▶ Required work
Copy each line with the word "React" in it.

▶ Stored data
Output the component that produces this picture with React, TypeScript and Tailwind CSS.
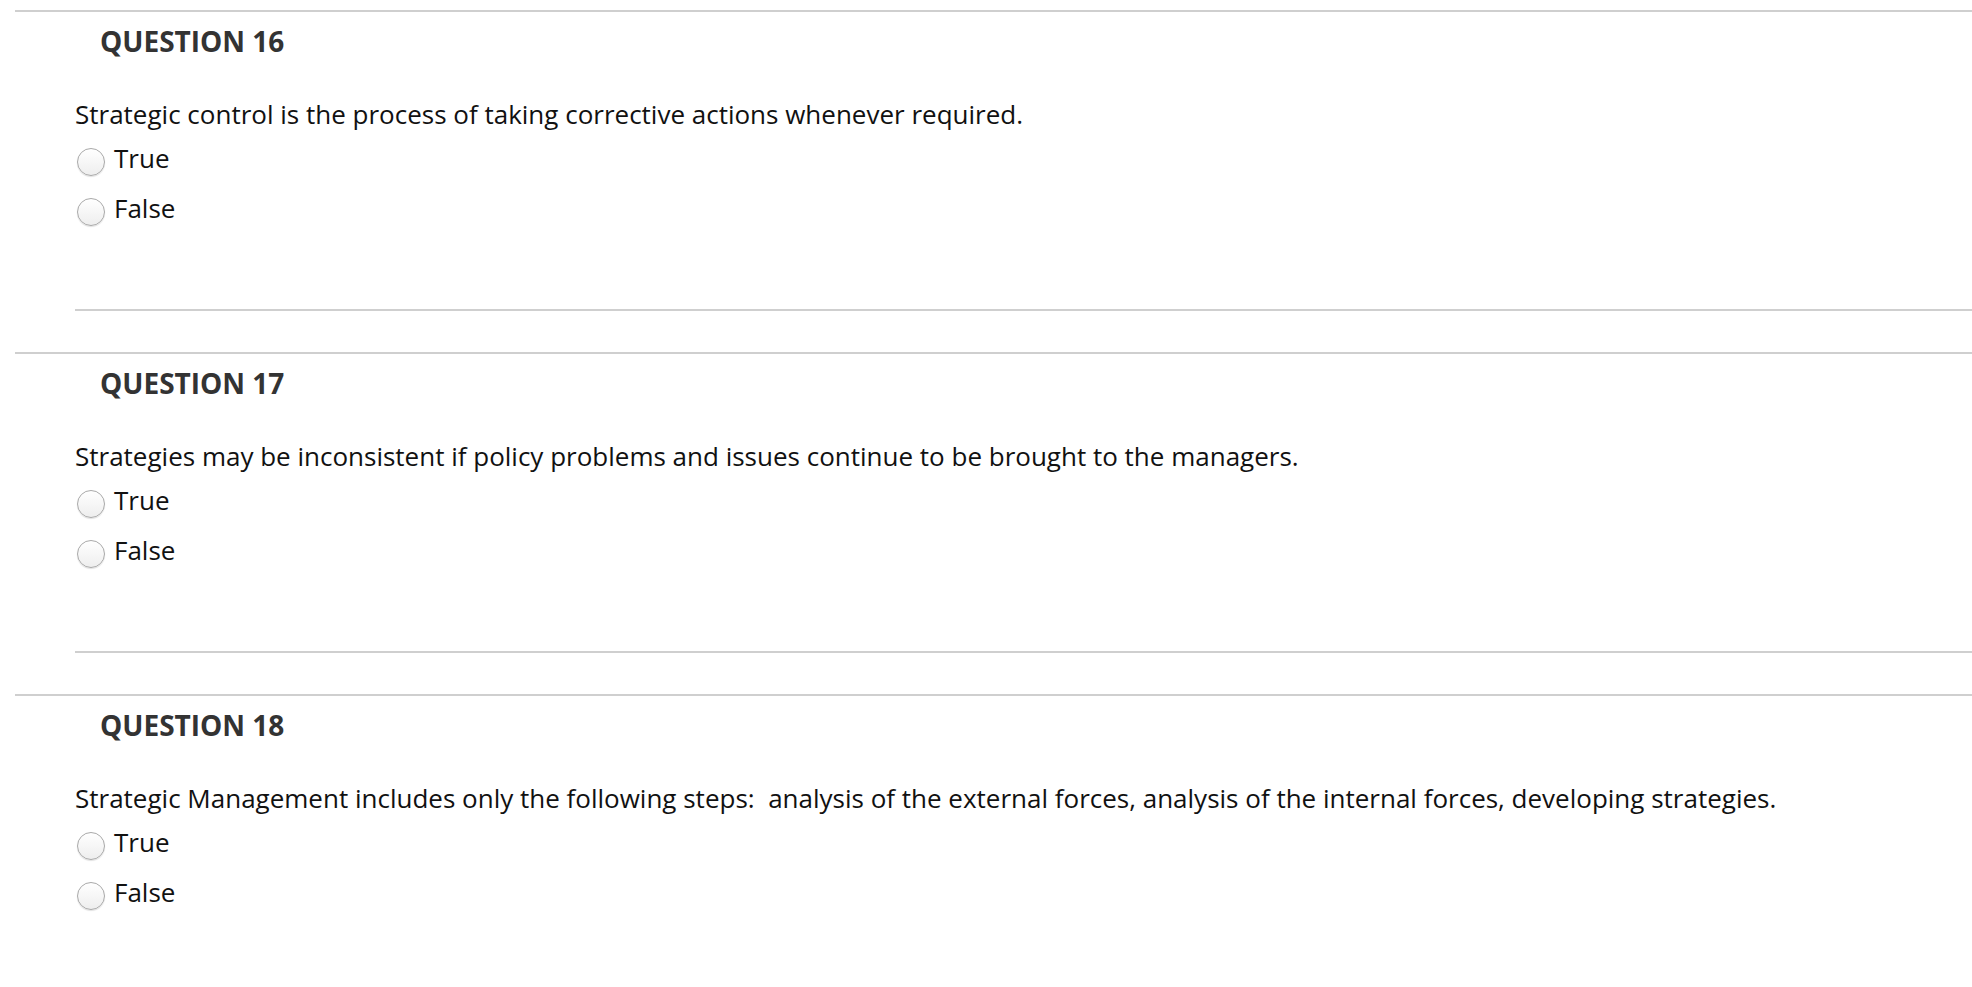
import React from 'react';

const questions = [
  {
    num: 16,
    text: 'Strategic control is the process of taking corrective actions whenever required.',
  },
  {
    num: 17,
    text: 'Strategies may be inconsistent if policy problems and issues continue to be brought to the managers.',
  },
  {
    num: 18,
    text: 'Strategic Management includes only the following steps:\u00a0 analysis of the external forces, analysis of the internal forces, developing strategies.',
  },
];

function Radio({ label }: { label: string }) {
  return (
    <label className="flex items-center h-[50px]">
      <span className="ml-[2px] w-[28px] h-[28px] rounded-full border border-[#a9a9a9] bg-gradient-to-b from-[#ffffff] to-[#eeeeee] shadow-[0_1px_1px_rgba(0,0,0,0.12)]" />
      <span className="ml-[9px] mb-[8px] text-[26px] leading-[36px] text-[#111]">{label}</span>
    </label>
  );
}

function Question({ num, text }: { num: number; text: string }) {
  return (
    <div className="ml-[15px] border-t-2 border-[#cfcfcf]">
      <h2 className="pl-[85px] pt-[11px] text-[28px] leading-[36px] font-bold text-[#333]">
        QUESTION {num}
      </h2>
      <div className="ml-[60px] pt-[37px]">
        <p className="text-[26px] leading-[36px] text-[#111]">{text}</p>
        <div className="flex flex-col mt-[5px]">
          <Radio label="True" />
          <Radio label="False" />
        </div>
        <div className="h-[74px] border-b-2 border-[#cfcfcf]" />
      </div>
      <div className="h-[41px]" />
    </div>
  );
}

export default function App() {
  return (
    <div
      className="min-h-screen bg-white pt-[10px] overflow-hidden"
      style={{ fontFamily: '"Open Sans", "Noto Sans", sans-serif' }}
    >
      {questions.map((q) => (
        <Question key={q.num} num={q.num} text={q.text} />
      ))}
    </div>
  );
}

▶ Task solution
Output the component that produces this picture with React, TypeScript and Tailwind CSS.
import React from 'react';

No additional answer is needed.